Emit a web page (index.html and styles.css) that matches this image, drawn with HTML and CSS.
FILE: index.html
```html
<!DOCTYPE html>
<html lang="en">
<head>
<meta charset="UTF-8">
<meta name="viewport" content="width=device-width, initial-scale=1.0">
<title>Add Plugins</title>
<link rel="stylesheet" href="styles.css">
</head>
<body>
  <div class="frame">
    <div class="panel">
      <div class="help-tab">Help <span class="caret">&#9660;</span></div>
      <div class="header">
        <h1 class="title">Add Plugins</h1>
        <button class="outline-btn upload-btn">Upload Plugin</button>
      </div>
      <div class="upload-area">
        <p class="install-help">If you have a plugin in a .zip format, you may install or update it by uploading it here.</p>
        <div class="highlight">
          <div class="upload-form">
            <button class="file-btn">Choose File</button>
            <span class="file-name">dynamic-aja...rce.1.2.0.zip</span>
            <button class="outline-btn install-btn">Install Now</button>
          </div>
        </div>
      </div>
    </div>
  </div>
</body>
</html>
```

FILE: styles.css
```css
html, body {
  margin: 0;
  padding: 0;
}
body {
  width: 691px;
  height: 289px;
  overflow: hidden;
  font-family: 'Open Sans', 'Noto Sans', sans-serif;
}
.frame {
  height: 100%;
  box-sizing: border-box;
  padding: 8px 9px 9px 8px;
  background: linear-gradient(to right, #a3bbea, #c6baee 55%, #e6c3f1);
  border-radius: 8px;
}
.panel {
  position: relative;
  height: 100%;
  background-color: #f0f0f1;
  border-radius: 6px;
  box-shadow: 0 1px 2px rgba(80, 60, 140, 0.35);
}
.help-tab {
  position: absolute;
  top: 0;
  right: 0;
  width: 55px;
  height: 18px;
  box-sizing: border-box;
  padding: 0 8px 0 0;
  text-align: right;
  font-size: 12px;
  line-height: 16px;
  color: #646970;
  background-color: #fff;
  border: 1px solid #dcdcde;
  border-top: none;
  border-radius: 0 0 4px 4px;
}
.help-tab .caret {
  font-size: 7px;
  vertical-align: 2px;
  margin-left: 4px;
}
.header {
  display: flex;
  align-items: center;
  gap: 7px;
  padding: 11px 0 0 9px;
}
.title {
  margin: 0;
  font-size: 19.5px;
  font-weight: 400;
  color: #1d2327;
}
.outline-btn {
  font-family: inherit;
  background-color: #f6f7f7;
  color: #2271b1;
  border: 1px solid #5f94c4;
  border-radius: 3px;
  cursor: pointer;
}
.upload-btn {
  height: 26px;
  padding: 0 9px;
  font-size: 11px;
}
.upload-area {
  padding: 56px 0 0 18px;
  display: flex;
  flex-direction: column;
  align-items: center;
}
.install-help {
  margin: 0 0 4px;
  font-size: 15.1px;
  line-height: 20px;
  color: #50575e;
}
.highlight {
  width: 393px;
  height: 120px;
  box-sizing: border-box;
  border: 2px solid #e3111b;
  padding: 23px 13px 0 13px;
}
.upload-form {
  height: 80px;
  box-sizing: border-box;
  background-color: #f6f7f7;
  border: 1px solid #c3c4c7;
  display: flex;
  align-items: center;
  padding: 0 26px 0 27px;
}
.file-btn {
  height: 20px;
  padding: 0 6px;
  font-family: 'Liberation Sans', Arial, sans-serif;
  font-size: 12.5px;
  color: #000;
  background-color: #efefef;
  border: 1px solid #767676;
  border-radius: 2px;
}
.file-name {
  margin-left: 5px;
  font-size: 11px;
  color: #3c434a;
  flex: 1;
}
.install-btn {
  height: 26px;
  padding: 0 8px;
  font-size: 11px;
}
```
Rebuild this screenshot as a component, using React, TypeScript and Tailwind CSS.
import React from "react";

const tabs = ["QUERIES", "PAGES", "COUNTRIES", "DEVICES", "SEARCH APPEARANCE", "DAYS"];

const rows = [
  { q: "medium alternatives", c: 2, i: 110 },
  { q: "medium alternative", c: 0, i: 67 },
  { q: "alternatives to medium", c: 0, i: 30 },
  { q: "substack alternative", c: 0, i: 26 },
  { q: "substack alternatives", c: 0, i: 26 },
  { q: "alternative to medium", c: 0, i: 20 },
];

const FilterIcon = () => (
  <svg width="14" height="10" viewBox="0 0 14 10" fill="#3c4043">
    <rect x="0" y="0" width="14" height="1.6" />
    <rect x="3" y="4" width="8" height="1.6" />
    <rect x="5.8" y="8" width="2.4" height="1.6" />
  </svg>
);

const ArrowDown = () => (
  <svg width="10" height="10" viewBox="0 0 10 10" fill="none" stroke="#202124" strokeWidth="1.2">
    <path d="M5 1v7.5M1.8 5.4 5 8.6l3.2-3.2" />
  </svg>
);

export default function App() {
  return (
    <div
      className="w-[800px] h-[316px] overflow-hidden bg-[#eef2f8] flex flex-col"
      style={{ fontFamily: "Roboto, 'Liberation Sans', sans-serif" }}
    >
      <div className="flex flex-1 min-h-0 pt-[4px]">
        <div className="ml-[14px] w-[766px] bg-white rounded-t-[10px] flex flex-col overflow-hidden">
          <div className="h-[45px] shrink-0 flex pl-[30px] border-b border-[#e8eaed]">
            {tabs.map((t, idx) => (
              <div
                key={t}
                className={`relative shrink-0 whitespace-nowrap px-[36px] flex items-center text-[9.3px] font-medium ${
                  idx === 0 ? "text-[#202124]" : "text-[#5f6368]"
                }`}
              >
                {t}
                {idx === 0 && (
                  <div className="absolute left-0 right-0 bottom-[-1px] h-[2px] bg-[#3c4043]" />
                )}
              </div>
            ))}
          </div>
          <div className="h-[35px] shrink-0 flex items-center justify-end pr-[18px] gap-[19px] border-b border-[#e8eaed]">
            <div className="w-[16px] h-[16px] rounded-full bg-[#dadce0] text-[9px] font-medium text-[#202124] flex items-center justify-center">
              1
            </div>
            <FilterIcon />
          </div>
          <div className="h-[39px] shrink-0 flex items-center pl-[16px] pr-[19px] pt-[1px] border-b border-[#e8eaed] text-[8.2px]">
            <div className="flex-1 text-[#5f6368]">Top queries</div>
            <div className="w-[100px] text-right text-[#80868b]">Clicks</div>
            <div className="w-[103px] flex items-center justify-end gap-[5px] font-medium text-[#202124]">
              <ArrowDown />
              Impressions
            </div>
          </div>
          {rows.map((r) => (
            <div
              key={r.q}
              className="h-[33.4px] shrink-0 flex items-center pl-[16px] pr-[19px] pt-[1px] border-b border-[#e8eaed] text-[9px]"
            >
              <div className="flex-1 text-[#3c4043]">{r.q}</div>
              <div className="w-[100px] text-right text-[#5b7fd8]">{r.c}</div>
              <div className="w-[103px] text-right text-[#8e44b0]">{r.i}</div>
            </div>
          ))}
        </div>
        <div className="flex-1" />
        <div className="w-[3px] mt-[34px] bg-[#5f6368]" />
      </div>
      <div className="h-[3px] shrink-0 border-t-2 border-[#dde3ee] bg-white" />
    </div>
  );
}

────────

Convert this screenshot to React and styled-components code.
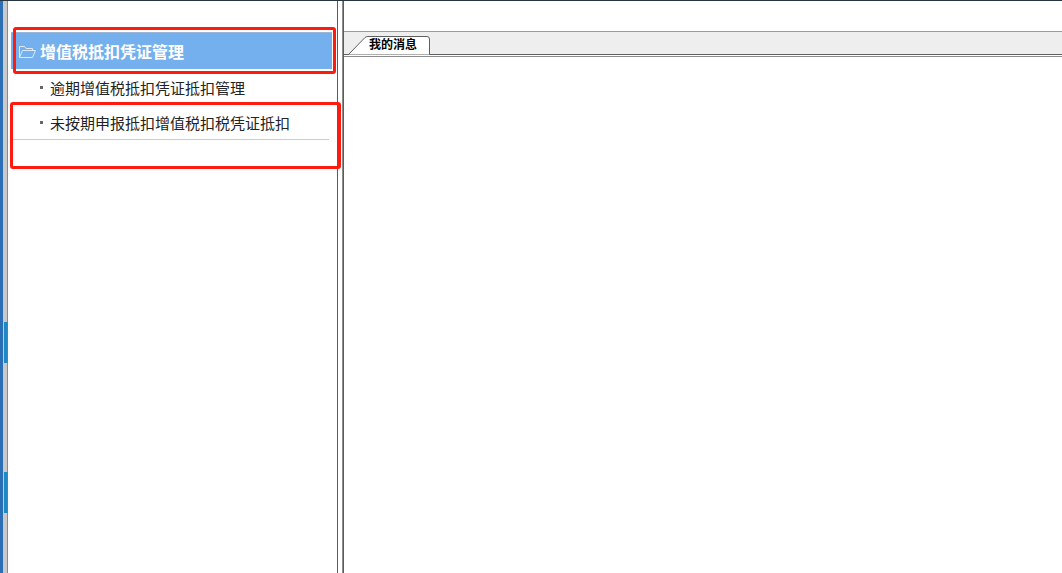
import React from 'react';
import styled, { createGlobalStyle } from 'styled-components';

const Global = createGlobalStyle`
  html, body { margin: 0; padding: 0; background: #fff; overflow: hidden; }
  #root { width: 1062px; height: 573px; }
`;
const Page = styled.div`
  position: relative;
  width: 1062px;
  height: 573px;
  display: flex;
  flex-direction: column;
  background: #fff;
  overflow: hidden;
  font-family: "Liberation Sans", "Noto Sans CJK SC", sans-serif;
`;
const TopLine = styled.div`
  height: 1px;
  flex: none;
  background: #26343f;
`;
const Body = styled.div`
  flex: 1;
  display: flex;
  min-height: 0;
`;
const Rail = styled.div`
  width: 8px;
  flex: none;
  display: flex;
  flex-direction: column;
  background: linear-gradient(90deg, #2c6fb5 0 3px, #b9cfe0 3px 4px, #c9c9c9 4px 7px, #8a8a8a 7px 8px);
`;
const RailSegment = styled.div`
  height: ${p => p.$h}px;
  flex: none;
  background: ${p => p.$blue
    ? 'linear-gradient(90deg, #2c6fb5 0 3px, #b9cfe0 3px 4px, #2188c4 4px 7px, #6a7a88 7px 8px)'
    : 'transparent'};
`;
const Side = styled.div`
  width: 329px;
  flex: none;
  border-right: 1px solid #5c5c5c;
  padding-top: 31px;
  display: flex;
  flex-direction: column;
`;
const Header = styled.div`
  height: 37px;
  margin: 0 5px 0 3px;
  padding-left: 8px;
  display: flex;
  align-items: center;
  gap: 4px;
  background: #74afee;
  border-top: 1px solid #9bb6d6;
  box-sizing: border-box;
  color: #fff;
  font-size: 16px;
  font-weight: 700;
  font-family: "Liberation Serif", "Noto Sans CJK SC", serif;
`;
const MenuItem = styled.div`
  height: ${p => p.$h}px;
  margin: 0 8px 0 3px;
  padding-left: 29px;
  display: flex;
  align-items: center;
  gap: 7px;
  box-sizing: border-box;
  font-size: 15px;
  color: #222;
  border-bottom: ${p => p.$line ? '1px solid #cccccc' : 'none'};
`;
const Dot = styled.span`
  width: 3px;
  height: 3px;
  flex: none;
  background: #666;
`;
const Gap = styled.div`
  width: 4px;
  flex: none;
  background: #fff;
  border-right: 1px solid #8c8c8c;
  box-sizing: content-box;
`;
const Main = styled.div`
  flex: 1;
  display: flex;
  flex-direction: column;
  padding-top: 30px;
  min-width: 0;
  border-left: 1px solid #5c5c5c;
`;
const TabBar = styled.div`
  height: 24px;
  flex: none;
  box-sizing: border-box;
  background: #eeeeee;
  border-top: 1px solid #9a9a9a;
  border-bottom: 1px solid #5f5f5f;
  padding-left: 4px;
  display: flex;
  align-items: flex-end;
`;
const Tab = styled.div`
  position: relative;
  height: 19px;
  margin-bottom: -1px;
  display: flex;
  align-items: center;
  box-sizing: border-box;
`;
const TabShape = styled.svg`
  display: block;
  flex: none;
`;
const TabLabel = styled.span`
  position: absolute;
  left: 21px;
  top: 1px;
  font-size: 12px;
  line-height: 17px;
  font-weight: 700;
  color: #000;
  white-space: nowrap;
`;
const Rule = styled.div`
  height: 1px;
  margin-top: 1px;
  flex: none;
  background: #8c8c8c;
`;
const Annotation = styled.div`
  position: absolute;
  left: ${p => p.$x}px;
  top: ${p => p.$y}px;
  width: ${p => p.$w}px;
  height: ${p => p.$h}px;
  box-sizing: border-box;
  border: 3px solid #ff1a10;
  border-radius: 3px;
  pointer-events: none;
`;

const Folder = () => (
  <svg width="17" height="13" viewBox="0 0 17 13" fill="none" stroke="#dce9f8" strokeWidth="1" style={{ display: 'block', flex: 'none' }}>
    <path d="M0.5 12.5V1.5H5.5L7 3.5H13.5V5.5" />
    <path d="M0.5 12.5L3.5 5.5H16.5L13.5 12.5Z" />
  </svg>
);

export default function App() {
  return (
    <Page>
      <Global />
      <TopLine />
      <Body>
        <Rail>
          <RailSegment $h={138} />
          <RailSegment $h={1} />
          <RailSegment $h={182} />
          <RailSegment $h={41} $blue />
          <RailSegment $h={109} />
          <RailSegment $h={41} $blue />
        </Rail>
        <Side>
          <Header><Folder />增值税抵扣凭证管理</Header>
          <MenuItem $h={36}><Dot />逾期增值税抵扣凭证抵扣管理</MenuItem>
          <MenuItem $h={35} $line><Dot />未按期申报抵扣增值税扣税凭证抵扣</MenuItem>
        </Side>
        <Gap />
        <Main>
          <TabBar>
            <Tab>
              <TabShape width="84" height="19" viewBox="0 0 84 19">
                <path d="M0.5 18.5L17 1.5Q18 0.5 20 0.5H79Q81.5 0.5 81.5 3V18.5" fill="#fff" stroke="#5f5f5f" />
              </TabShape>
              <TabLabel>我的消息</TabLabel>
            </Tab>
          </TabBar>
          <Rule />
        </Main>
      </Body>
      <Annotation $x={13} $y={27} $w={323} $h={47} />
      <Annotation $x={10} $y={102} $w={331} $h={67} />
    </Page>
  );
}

────────

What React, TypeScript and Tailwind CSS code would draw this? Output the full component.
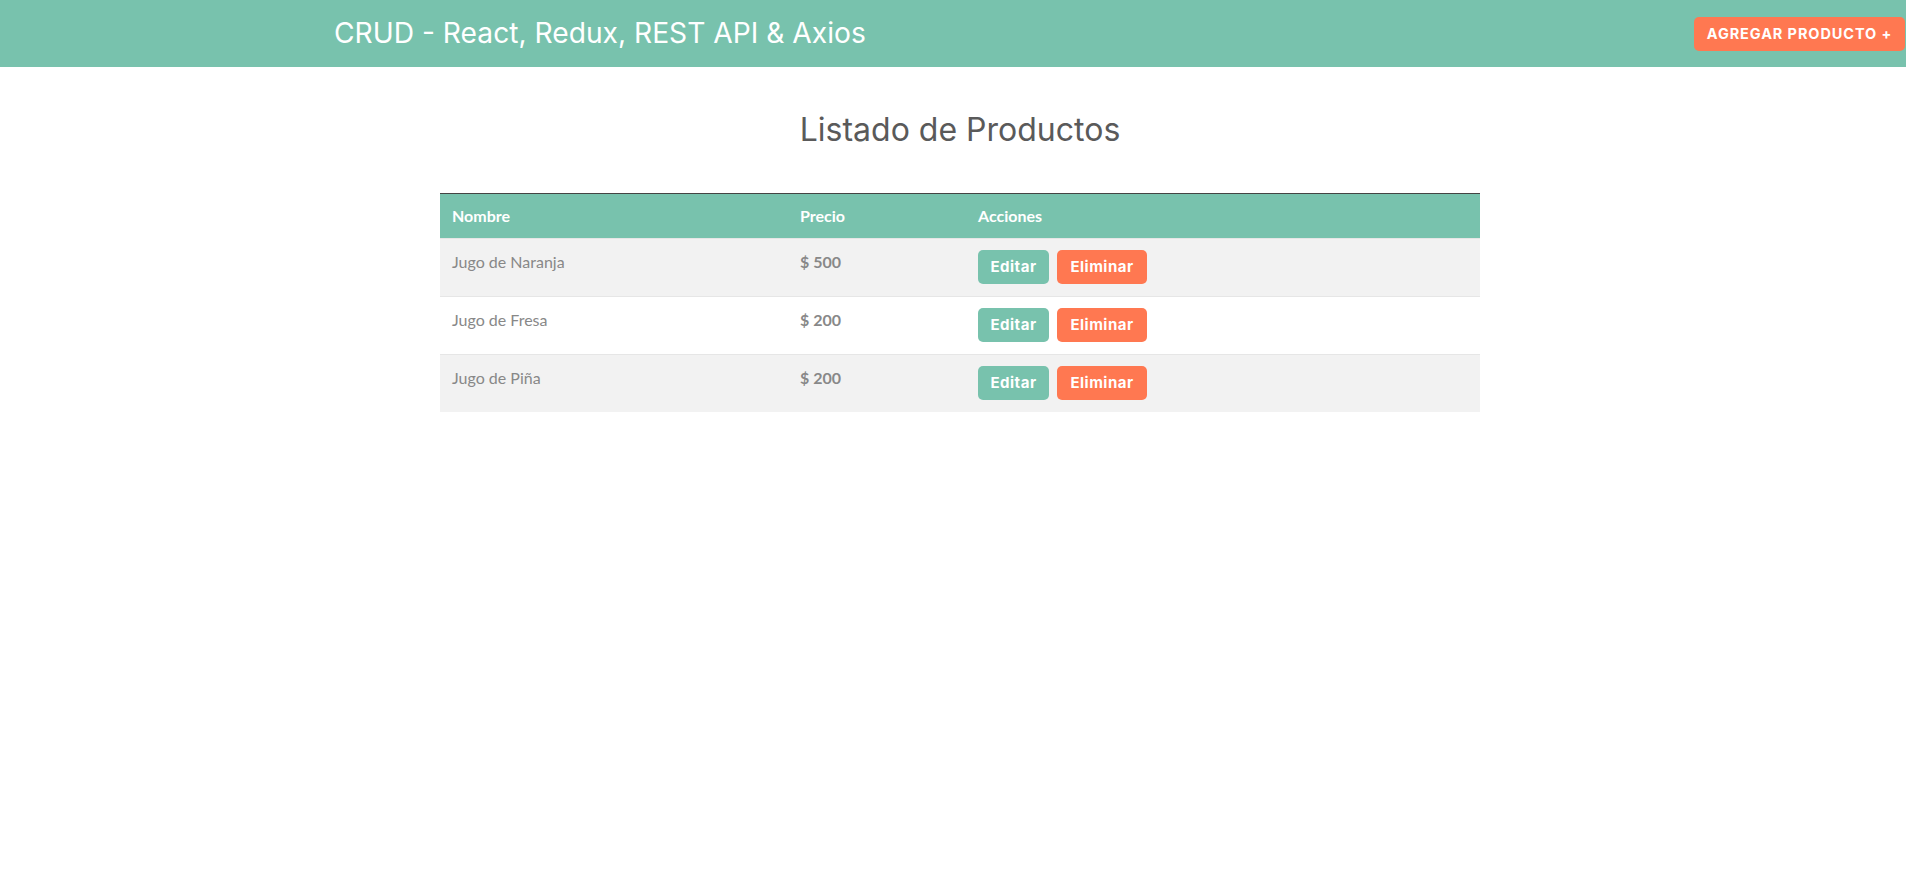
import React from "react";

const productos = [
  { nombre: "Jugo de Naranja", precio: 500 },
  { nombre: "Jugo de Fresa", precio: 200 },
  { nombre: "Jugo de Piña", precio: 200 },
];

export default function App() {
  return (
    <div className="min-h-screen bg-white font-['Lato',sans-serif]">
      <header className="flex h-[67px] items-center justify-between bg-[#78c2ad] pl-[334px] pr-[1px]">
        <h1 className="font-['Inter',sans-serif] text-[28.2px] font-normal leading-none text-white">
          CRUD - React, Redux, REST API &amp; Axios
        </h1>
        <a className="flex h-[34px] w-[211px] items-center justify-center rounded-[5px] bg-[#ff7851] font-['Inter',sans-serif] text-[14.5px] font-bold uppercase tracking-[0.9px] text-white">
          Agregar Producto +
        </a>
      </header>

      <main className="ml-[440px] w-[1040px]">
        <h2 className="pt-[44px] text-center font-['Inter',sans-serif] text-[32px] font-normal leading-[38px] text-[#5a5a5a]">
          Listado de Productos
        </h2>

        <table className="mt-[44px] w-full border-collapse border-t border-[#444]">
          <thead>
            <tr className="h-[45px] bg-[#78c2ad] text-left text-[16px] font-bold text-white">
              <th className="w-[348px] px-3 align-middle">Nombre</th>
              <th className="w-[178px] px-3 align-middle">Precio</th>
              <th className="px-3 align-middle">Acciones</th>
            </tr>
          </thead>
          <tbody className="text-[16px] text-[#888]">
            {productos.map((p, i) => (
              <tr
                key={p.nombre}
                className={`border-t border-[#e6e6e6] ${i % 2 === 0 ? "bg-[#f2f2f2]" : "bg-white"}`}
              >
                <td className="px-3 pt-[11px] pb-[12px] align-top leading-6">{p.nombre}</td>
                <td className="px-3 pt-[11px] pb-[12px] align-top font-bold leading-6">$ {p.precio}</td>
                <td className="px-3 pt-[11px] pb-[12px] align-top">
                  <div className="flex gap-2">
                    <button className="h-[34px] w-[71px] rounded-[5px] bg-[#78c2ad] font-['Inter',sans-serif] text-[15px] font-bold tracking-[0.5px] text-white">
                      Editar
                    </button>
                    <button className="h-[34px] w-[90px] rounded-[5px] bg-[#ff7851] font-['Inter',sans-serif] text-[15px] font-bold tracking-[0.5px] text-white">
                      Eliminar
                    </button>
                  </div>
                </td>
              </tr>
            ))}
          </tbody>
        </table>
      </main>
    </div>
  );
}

────────

TASK: Using the material above, gather every line that includes "full".

FINAL RESULT:
            <div className="w-[16px] h-[16px] rounded-full bg-[#dadce0] text-[9px] font-medium text-[#202124] flex items-center justify-center">
What React, TypeScript and Tailwind CSS code would draw this? Output the full component.
        <table className="mt-[44px] w-full border-collapse border-t border-[#444]">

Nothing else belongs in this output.